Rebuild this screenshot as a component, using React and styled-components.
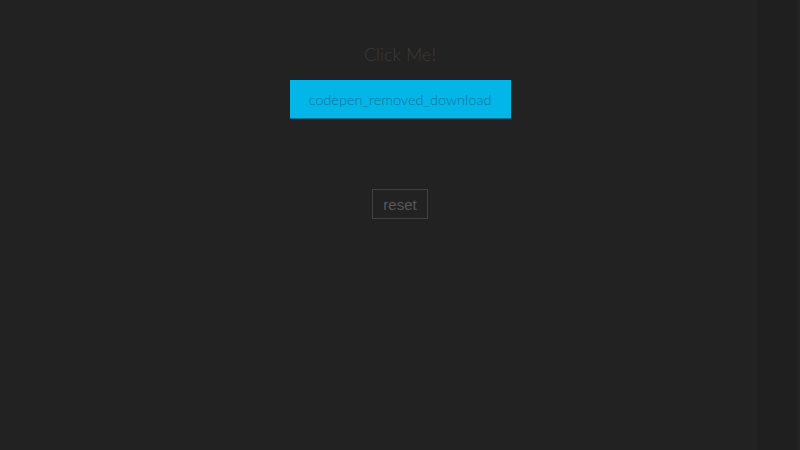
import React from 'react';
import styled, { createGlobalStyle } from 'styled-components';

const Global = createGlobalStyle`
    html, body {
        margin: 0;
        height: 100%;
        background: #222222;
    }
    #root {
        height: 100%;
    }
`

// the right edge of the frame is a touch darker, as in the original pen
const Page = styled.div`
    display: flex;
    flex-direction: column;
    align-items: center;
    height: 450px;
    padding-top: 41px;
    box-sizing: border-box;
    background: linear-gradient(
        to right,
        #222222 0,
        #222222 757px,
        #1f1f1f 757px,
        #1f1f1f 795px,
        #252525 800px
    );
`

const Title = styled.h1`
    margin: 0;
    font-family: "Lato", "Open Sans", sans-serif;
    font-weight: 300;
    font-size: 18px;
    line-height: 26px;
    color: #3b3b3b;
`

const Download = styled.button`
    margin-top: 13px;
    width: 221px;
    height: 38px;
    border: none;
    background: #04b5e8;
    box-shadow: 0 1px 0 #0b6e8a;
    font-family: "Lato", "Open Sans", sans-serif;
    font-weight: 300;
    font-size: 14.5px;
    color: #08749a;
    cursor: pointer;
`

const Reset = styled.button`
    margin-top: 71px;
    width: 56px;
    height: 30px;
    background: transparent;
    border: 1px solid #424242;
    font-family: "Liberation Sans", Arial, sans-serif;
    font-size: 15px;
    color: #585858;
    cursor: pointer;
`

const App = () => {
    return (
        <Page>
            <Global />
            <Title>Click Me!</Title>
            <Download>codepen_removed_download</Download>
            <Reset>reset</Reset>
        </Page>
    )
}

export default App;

##########

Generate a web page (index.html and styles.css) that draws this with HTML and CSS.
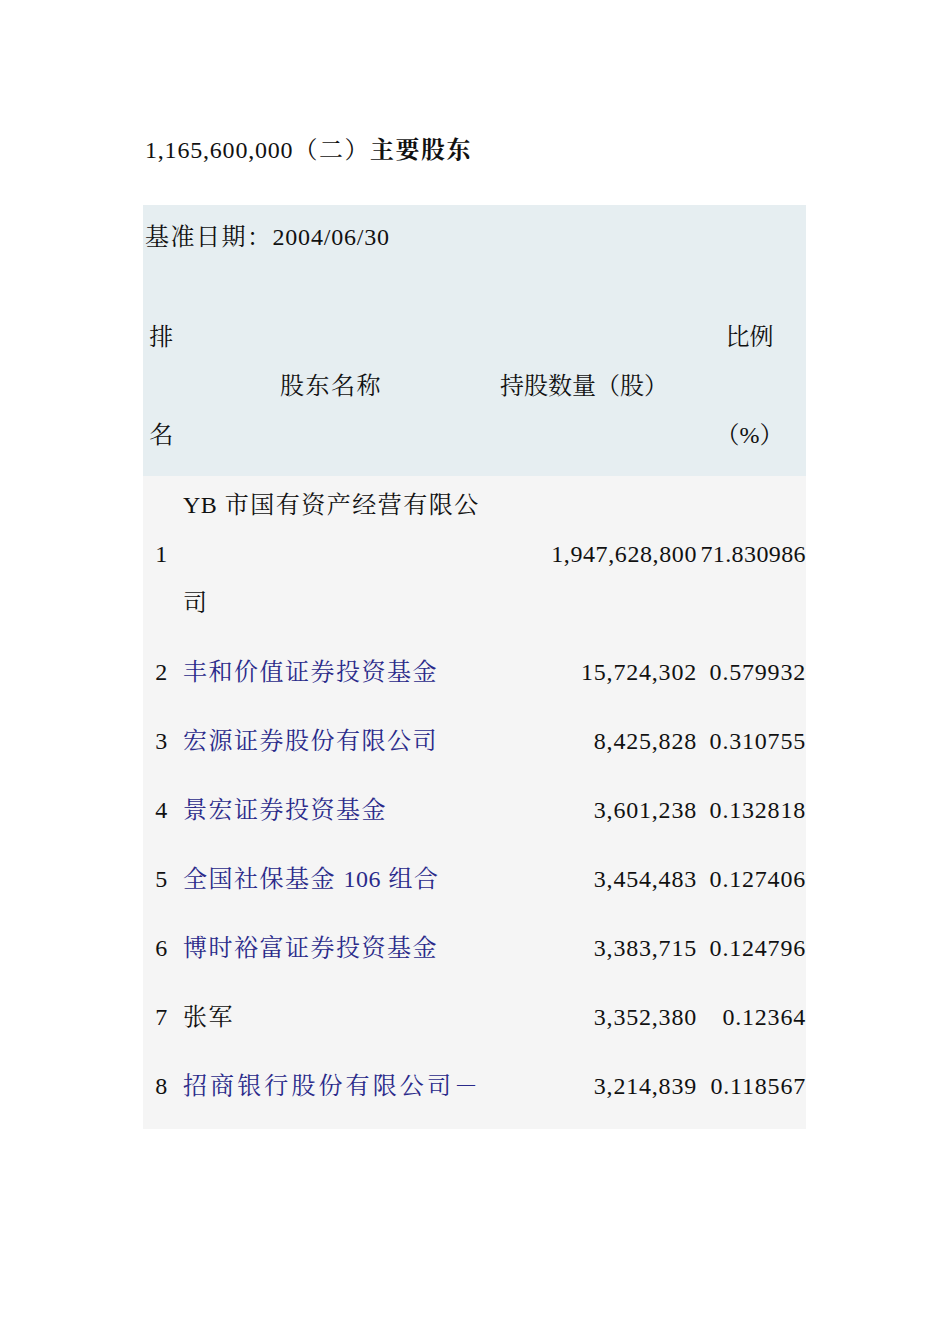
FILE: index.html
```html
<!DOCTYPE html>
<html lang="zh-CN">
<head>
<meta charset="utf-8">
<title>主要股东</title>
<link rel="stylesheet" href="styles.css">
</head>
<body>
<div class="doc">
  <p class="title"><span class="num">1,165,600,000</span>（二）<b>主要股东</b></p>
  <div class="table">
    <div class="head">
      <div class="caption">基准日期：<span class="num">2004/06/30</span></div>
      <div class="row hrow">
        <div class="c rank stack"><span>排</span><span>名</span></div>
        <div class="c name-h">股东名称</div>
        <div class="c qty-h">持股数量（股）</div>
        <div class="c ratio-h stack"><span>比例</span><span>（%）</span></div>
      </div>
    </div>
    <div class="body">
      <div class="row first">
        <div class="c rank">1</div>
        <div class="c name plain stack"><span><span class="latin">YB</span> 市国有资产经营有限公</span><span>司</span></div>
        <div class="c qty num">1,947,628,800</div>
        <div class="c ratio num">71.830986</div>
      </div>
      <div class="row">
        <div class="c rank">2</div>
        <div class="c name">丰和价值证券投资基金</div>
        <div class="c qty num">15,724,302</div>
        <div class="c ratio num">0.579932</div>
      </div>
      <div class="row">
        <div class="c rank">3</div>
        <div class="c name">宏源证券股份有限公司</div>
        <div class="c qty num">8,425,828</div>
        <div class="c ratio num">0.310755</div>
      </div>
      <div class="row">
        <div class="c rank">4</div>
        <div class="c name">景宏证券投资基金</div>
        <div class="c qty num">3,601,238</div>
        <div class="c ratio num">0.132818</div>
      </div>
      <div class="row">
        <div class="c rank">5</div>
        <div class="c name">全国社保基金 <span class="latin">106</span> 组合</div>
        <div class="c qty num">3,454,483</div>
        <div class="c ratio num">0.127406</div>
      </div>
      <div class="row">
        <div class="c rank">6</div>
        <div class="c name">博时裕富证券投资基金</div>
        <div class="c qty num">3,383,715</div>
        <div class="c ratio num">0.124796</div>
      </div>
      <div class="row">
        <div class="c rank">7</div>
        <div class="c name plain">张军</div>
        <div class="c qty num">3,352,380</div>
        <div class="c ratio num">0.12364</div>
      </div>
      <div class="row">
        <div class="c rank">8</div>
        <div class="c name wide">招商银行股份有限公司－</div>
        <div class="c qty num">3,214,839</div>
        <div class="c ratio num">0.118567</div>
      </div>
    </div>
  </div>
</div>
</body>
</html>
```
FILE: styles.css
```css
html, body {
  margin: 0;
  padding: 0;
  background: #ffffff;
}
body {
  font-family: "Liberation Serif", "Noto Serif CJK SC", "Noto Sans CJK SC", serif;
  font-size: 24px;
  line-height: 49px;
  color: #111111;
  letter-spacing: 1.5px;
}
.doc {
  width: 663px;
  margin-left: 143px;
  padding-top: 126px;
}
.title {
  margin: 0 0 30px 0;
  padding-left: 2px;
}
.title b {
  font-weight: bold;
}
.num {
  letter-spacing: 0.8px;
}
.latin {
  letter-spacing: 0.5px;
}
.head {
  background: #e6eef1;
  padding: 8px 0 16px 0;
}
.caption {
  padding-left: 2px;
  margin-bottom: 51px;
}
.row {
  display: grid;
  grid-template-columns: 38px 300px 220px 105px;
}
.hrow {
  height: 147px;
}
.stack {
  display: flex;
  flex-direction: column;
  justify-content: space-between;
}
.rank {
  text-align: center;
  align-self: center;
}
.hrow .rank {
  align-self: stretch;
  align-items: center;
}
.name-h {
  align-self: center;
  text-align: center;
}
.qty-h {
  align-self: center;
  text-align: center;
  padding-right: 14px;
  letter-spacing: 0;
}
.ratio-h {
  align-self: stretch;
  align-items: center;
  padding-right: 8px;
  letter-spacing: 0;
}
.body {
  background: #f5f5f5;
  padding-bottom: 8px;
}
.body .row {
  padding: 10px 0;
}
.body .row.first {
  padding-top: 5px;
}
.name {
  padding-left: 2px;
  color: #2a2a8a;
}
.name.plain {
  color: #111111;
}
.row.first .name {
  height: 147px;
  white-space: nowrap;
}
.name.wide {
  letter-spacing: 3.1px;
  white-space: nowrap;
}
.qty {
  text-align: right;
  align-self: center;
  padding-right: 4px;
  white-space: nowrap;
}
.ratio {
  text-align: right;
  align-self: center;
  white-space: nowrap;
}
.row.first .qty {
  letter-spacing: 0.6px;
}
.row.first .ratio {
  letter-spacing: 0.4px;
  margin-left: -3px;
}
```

##########

**WHAT THIS TASK INVOLVES:** Above are some entries; copy exactly the lines from the line with "Rebuild this screenshot" through the line with "export default App;", both included, but none of the pictures.

**SOLUTION FOR THIS TASK:**
Rebuild this screenshot as a component, using React and styled-components.
import React from 'react';
import styled, { createGlobalStyle } from 'styled-components';

const Global = createGlobalStyle`
    html, body {
        margin: 0;
        height: 100%;
        background: #222222;
    }
    #root {
        height: 100%;
    }
`

// the right edge of the frame is a touch darker, as in the original pen
const Page = styled.div`
    display: flex;
    flex-direction: column;
    align-items: center;
    height: 450px;
    padding-top: 41px;
    box-sizing: border-box;
    background: linear-gradient(
        to right,
        #222222 0,
        #222222 757px,
        #1f1f1f 757px,
        #1f1f1f 795px,
        #252525 800px
    );
`

const Title = styled.h1`
    margin: 0;
    font-family: "Lato", "Open Sans", sans-serif;
    font-weight: 300;
    font-size: 18px;
    line-height: 26px;
    color: #3b3b3b;
`

const Download = styled.button`
    margin-top: 13px;
    width: 221px;
    height: 38px;
    border: none;
    background: #04b5e8;
    box-shadow: 0 1px 0 #0b6e8a;
    font-family: "Lato", "Open Sans", sans-serif;
    font-weight: 300;
    font-size: 14.5px;
    color: #08749a;
    cursor: pointer;
`

const Reset = styled.button`
    margin-top: 71px;
    width: 56px;
    height: 30px;
    background: transparent;
    border: 1px solid #424242;
    font-family: "Liberation Sans", Arial, sans-serif;
    font-size: 15px;
    color: #585858;
    cursor: pointer;
`

const App = () => {
    return (
        <Page>
            <Global />
            <Title>Click Me!</Title>
            <Download>codepen_removed_download</Download>
            <Reset>reset</Reset>
        </Page>
    )
}

export default App;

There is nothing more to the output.